It is time for our kids to head back to school, and Mayor Ronnie was full of thoughts about the year ahead. Both of us have spent time in the classroom as teachers, and have no end of respect for the job our teachers are being called upon to do, as well as the sacrifices they make. Though it’s not easy to discuss, we agreed that teachers have to function far more as parents than was the case when we were kids, or, for that matter, when we were teaching.
We have another new dilemma. We have some kids who are hungry, and a number of kids who are overfed and undernourished. We have parents who are scrambling to make ends meet. However, there is some good news, coming from Academy Award winning actor Jeff Bridges. He and a man named Billy Shore have teamed up in a non-profit organization called No Kid Hungry, and are working from the private sector to deal with both issues: food insecurity and obesity. Strangely, some of the states that have the highest childhood obesity issues are also the ones with the highest levels of food insecurity.
What Jeff is particularly focused on is the importance of breakfast for kids. He said, “It’s true that breakfast is the most important meal of the day. We’re talking about brain food, man!” He actually goes to the schools himself to serve the kids, and No Kid Hungry is making a difference all across the nation.

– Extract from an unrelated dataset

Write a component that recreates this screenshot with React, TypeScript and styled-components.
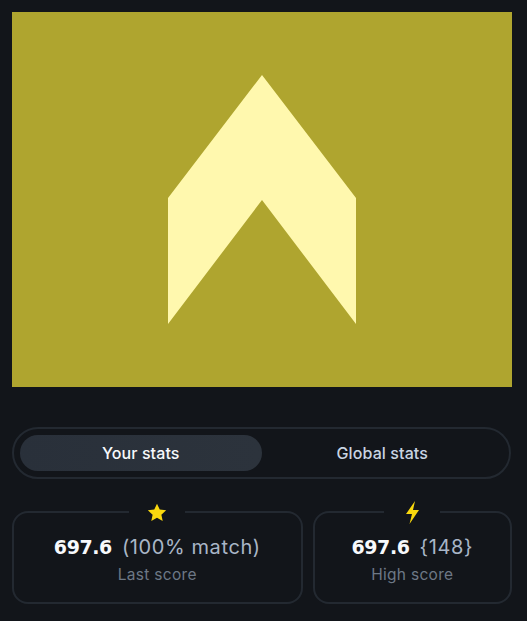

No doubt it is tough to believe in dreams when you are hungry, but we were later blessed to hear about a man who worked hard through the lean times, became successful, and came back home to Athens with the purpose of helping adults and kids alike dream. Legendary country songwriter Roger Murrah was at the High Cotton Art Incubator on August 3rd, along with his sister and brother-in-law, and he has given our town a special gift.

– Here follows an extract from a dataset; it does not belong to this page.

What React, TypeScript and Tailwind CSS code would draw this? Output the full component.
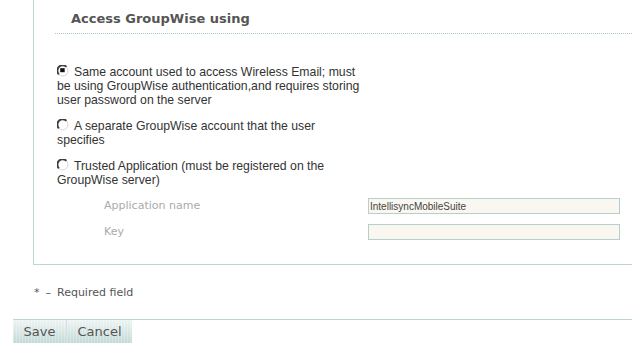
import React from "react";

function Radio({ checked }: { checked?: boolean }) {
  // old-style GTK radio/checkbox look
  return (
    <svg width="12" height="12" viewBox="0 0 12 12" className="inline-block align-[-1px] mr-[5px]">
      <circle cx="6" cy="6" r="5.2" fill="#fff" />
      <path d="M1.9 9.4 A5 5 0 0 1 9.4 1.9" fill="none" stroke="#3c3c3c" strokeWidth="2" />
      <path d="M9.4 1.9 A5 5 0 0 1 1.9 9.4" fill="none" stroke="#d4d4d4" strokeWidth="1" />
      {checked && <rect x="3.2" y="3.2" width="4.5" height="4" fill="#111" />}
    </svg>
  );
}

const options = [
  {
    checked: true,
    first: "Same account used to access Wireless Email; must",
    rest: "be using GroupWise authentication,and requires storing user password on the server",
  },
  { checked: false, first: "A separate GroupWise account that the user", rest: "specifies" },
  { checked: false, first: "Trusted Application (must be registered on the", rest: "GroupWise server)" },
];

export default function App() {
  return (
    <div className="w-[632px] h-[357px] bg-white overflow-hidden font-['DejaVu_Sans',sans-serif]">
      {/* fieldset */}
      <div className="ml-[33px] h-[265px] border-l border-b border-[#bcd6d2]">
        <h2 className="pl-[37px] pt-[11px] text-[13px] leading-[16px] font-bold text-[#555]">
          Access GroupWise using
        </h2>
        <div className="ml-[21px] mt-[6px] border-b border-dotted border-[#a9c9c4]" />

        <div className="pl-[23px] pt-[31px] w-[335px] font-['Liberation_Sans',Arial,sans-serif] text-[12.25px] leading-[14px] text-[#333] flex flex-col gap-[12px]">
          {options.map((o) => (
            <div key={o.first}>
              <Radio checked={o.checked} />
              {o.first}
              <br />
              {o.rest}
            </div>
          ))}
        </div>

        <div className="mt-[11px] flex flex-col gap-[10px] text-[11px] text-[#aaa]">
          <div className="flex items-center h-[16px]">
            <span className="pl-[70px] w-[334px]">Application name</span>
            <input
              readOnly
              value="IntellisyncMobileSuite"
              className="w-[252px] h-[16px] border border-[#b4d0cc] bg-[#faf7f0] px-[1px] text-[10px] text-[#444] font-['Liberation_Sans',Arial,sans-serif] outline-none"
            />
          </div>
          <div className="flex items-center h-[16px]">
            <span className="pl-[70px] w-[334px]">Key</span>
            <input
              readOnly
              value=""
              className="w-[252px] h-[16px] border border-[#b4d0cc] bg-[#faf7f0] outline-none"
            />
          </div>
        </div>
      </div>

      <p className="ml-[34px] mt-[21px] text-[11px] leading-[14px] text-[#555]">
        *<span className="ml-[6px] mr-[6px]">–</span>Required field
      </p>

      {/* button bar */}
      <div className="ml-[13px] mt-[19px] border-t border-[#bcd6d2] flex">
        <button className="h-[23px] w-[54px] border-r border-[#d0e2df] bg-[repeating-linear-gradient(90deg,rgba(255,255,255,0.25)_0px,rgba(255,255,255,0.25)_1px,transparent_1px,transparent_3px),linear-gradient(#eef4f3,#c3dad6)] text-[13px] text-[#555]">
          Save
        </button>
        <button className="h-[23px] w-[65px] bg-[repeating-linear-gradient(90deg,rgba(255,255,255,0.25)_0px,rgba(255,255,255,0.25)_1px,transparent_1px,transparent_3px),linear-gradient(#eef4f3,#c3dad6)] text-[13px] text-[#555]">
          Cancel
        </button>
      </div>
    </div>
  );
}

While it took the whole Murrah family chopping cotton in order to survive, Roger’s dad traded a truck for a 1929 Howard upright piano so his kids could have a chance to discover music. Because of the strength of their family and faith, the kids never had the sense of being poor. They would make music by the hour after the chores were done, and we got to hear some of it live. Appropriately, the song they sang was “High Cotton,” and the Murrah family piano is on loan to High Cotton Arts.
Mayor Ronnie mentioned at High Cotton that he understood as a former public school educator the enormous pressure teachers are under, and expressed his support, prayers and wishes for teachers, kids, parents and the community to have a great school year.
Mayor Ronnie said Murrah’s announcement to support local arts and the programs for children offered by High Cotton Arts cultivate the dreams of our children. He said adults can encourage children to reach their dreams, or they can kill those dreams quickly. Murrah’s endeavors along with High Cotton Arts are providing that encouragement.
I asked if kids were going to be allowed to gently play the piano as it “lives” in the Art Incubator, and Roger’s sister Tina seemed to think that was a good idea. We’ll see what they decide, but in the mean time, we are blessed to be in “High Cotton,” and it is time for all of us to roll!